PMA: Are You Feeling It?
The philosophy that having an optimistic disposition in every situation in one’s life attracts positive changes and increases achievement is something often referred to as PMA (positive mental attitude); optimism and hope are vital to its development (1).
But how much of it is attitude… and how much is belief?
This all occurred to me yesterday during the seventh of nine VO2 max intervals on my bike trainer.
With Ironman Hawaii 70.3 just under a month away, game time is on, and fitting in key workouts strategically in a limited amount of time is essential.
The intervals were ‘only’ three minutes long, and during each one, I wanted to quit.
But I chose not to.
Because I knew that if I let my mind cop out when my body didn’t have to, I’d be selling myself short.
It’s something I’ve been practicing in sport for a quite a while and how I visualize every key workout and race in advance is absolutely crucial to being able to properly execute it.
It’s so much more than happily saying all is well and not really meaning it.
It’s one thing to say the outcome we want to see aloud, but if we don’t actually believe in our own ability to achieve whatever it is we’re trying to accomplish, how far can we really get?
Regardless of whether someone puts this question to the test in career, in sport or in life’s daily challenge, without actually feeling even the slightest spark of belief in achieving something which seems insurmountable, it’s so easy to let things slip.
Let’s use sport as case in point.
For me, this is where I first learned the importance of believing I was capable of doing something I’d never done before, and not letting what I had done in the past dictate what I may or may not do in the future.
If I’d chosen to let my past experiences in sport, I wouldn’t have gotten very far.
A prior marathon PR of barely under 5 hours and a first Ironman of over 15 aren’t exactly times representative of a highly competitive endurance athlete, yet something within me must have known on some intrinsic level that with focus, determination, the right eating regime, the right coach and the patience to stick with it for years to develop as an athlete… I could.
I didn’t know it at the time, but in my early days of mentally rehearsing the race I wanted to see come to fruition, I was actually simultaneously starting my foray into meditation.
In fact, quite the opposite.
I must have tried sitting in meditation on and off hundreds of times over the course of twenty years, but inevitably, I’d last about a minute before feeling I’d failed because ‘my mind wasn’t empty’ or ‘I thought about something’, then conclude one more time that rather than try something I couldn’t do (meditate), I’d just go run.
In reality, however, my path toward mediation began with visualization.
Some experts (2) indicate that we can access the very same theta brain waves through visualization that we can tap into via mediation, the difference being that meditation is a state of deep concentration, bringing the mind to a focus, blocking out or quieting the typical mental chatter most people constantly carry around in their mind, while visualization is a specific kind of meditation.
Visualization is sometimes called mental imagery or mental rehearsal (3).

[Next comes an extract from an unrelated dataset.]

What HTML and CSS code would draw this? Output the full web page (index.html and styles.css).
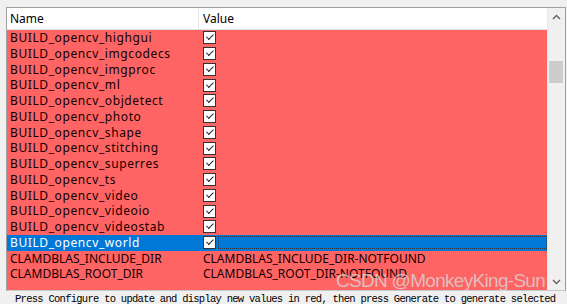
FILE: index.html
```html
<!DOCTYPE html>
<html>
<head>
<meta charset="utf-8">
<link rel="stylesheet" href="styles.css">
</head>
<body>
<div class="page">
  <div class="tree">
    <div class="list">
      <div class="header">
        <div class="hcell name-col">Name</div>
        <div class="hcell value-col">Value</div>
      </div>
      <div class="rows">
        <div class="row"><div class="name-col lc">BUILD_opencv_highgui</div><div class="value-col"><span class="cb"></span></div></div>
        <div class="row"><div class="name-col lc">BUILD_opencv_imgcodecs</div><div class="value-col"><span class="cb"></span></div></div>
        <div class="row"><div class="name-col lc">BUILD_opencv_imgproc</div><div class="value-col"><span class="cb"></span></div></div>
        <div class="row"><div class="name-col lc">BUILD_opencv_ml</div><div class="value-col"><span class="cb"></span></div></div>
        <div class="row"><div class="name-col lc">BUILD_opencv_objdetect</div><div class="value-col"><span class="cb"></span></div></div>
        <div class="row"><div class="name-col lc">BUILD_opencv_photo</div><div class="value-col"><span class="cb"></span></div></div>
        <div class="row"><div class="name-col lc">BUILD_opencv_shape</div><div class="value-col"><span class="cb"></span></div></div>
        <div class="row"><div class="name-col lc">BUILD_opencv_stitching</div><div class="value-col"><span class="cb"></span></div></div>
        <div class="row"><div class="name-col lc">BUILD_opencv_superres</div><div class="value-col"><span class="cb"></span></div></div>
        <div class="row"><div class="name-col lc">BUILD_opencv_ts</div><div class="value-col"><span class="cb"></span></div></div>
        <div class="row"><div class="name-col lc">BUILD_opencv_video</div><div class="value-col"><span class="cb"></span></div></div>
        <div class="row"><div class="name-col lc">BUILD_opencv_videoio</div><div class="value-col"><span class="cb"></span></div></div>
        <div class="row"><div class="name-col lc">BUILD_opencv_videostab</div><div class="value-col"><span class="cb"></span></div></div>
        <div class="row selected"><div class="name-col lc">BUILD_opencv_world</div><div class="value-col"><span class="cb"></span><span class="focus"></span></div></div>
        <div class="row"><div class="name-col">CLAMDBLAS_INCLUDE_DIR</div><div class="value-col">CLAMDBLAS_INCLUDE_DIR-NOTFOUND</div></div>
        <div class="row"><div class="name-col">CLAMDBLAS_ROOT_DIR</div><div class="value-col">CLAMDBLAS_ROOT_DIR-NOTFOUND</div></div>
        <div class="row"><div class="name-col"></div><div class="value-col"></div></div>
      </div>
    </div>
    <div class="scrollbar">
      <div class="arrow"><svg width="9" height="6" viewBox="0 0 9 6"><path d="M1 5 L4.5 1.5 L8 5" fill="none" stroke="#606060" stroke-width="1.4"/></svg></div>
      <div class="track"><div class="thumb"></div></div>
      <div class="arrow"><svg width="9" height="6" viewBox="0 0 9 6"><path d="M1 1 L4.5 4.5 L8 1" fill="none" stroke="#606060" stroke-width="1.4"/></svg></div>
    </div>
  </div>
  <div class="status">Press Configure to update and display new values in red, then press Generate to generate selected</div>
  <div class="watermark">CSDN @MonkeyKing-Sun</div>
</div>
</body>
</html>
```

FILE: styles.css
```css
html, body {
  margin: 0;
  padding: 0;
  background: #f0f0f0;
  width: 567px;
  height: 304px;
  overflow: hidden;
}
.page {
  position: relative;
  padding: 7px 1px 0 6px;
  font-family: "Noto Sans", "Open Sans", sans-serif;
  font-size: 12px;
}
.tree {
  display: flex;
  height: 282px;
  border: 1px solid #a0a0a0;
  border-bottom-color: #c8c8c8;
  background: #ffffff;
  overflow: hidden;
}
.list {
  width: 541px;
  display: flex;
  flex-direction: column;
  overflow: hidden;
}
.header {
  display: flex;
  height: 21px;
  flex: none;
  border-bottom: 1px solid #e5e5e5;
  background: #fff;
  color: #000;
}
.hcell {
  display: flex;
  align-items: center;
}
.header .name-col {
  border-right: 1px solid #e5e5e5;
}
.name-col {
  width: 192px;
  padding-left: 3px;
  box-sizing: border-box;
  flex: none;
  white-space: nowrap;
  overflow: hidden;
}
.name-col.lc {
  letter-spacing: 0.6px;
}
.value-col {
  flex: 1;
  padding-left: 4px;
  display: flex;
  align-items: center;
  white-space: nowrap;
  position: relative;
}
.rows {
  flex: 1;
  background: #ff6464;
}
.row {
  display: flex;
  height: 15.75px;
  align-items: center;
  line-height: 15.75px;
  color: #140000;
  background: #ff6464;
}
.row.selected {
  background: #0078d7;
  color: #ffffff;
}
.cb {
  width: 11px;
  height: 11px;
  border: 1px solid #333;
  background: #fff;
  position: relative;
  flex: none;
}
.cb::after {
  content: "";
  position: absolute;
  left: 2px;
  top: 1px;
  width: 6px;
  height: 3px;
  border-left: 1.5px solid #222;
  border-bottom: 1.5px solid #222;
  transform: rotate(-45deg) translate(-0.5px, 1px);
}
.focus {
  position: absolute;
  left: 19px;
  right: 0;
  top: 0;
  bottom: 0;
  border: 1px dotted #333;
}
.scrollbar {
  width: 17px;
  flex: none;
  display: flex;
  flex-direction: column;
  background: #f0f0f0;
  border-left: 1px solid #e8e8e8;
}
.arrow {
  height: 17px;
  display: flex;
  align-items: center;
  justify-content: center;
  flex: none;
}
.track {
  flex: 1;
  padding-top: 36px;
}
.thumb {
  margin: 0 2px 0 1px;
  height: 22px;
  background: #cdcdcd;
}
.status {
  font-family: "Liberation Mono", "DejaVu Sans Mono", monospace;
  font-size: 10.5px;
  line-height: 12px;
  letter-spacing: -0.73px;
  color: #000;
  padding-left: 9px;
  margin-top: 2px;
  white-space: nowrap;
}
.watermark {
  position: absolute;
  left: 336px;
  top: 270px;
  font-family: "Liberation Sans", Arial, sans-serif;
  font-size: 19px;
  letter-spacing: -0.7px;
  color: rgba(215, 215, 215, 0.78);
  white-space: nowrap;
}
```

Using visualization first and foremost allowed me to choose my North Star, which, at the time was a very far away North Star, qualifying for Ironman World Championships, then work backward to create a path to get there.
Not necessarily being able to predict any obstacles that might have come my way, but at the same time, not worrying about them either.
Rather, just staying focused on where I was going was what was the core foundation of how I did that.
I find it fascinating to observe in others, as well as myself, how we can accomplish such feats in one part of our lives, yet in other areas, sometimes feel we fall short.
Take the uber-successful executive who runs a global company, keeping hundreds of balls in the air, never letting one slip, yet doesn’t believe in her ability to make a commitment to her own health and fitness.
Or the world class athlete whose incredible strength and determination brings him to the top of his game year after year, but cannot manage his finances to save his life.
If we all wear different hats, particular to the roles we play in our lives, why not take on the mindset we naturally have in the areas in which we excel and apply it in those which need work?
The challenge I pose is this: if we’re all so caught up in our mental chatter that it’s keeping us stuck and preventing us from going forward, why not find the time to begin a visualization and / or meditation practice, enabling us to tap into those beautiful theta waves, opening the doors to creativity?
Even as little as 12 minutes per day, according to some studies (4), can be enough to start the process of moving away from day to day (fight or flight) and into theta (the world of endless possibilities).
Once we can genuinely begin to get into a state of sheer focus, we can feel how we want to feel after a certain event has occurred.
It’s then, and only then, that the magic truly begins to happen.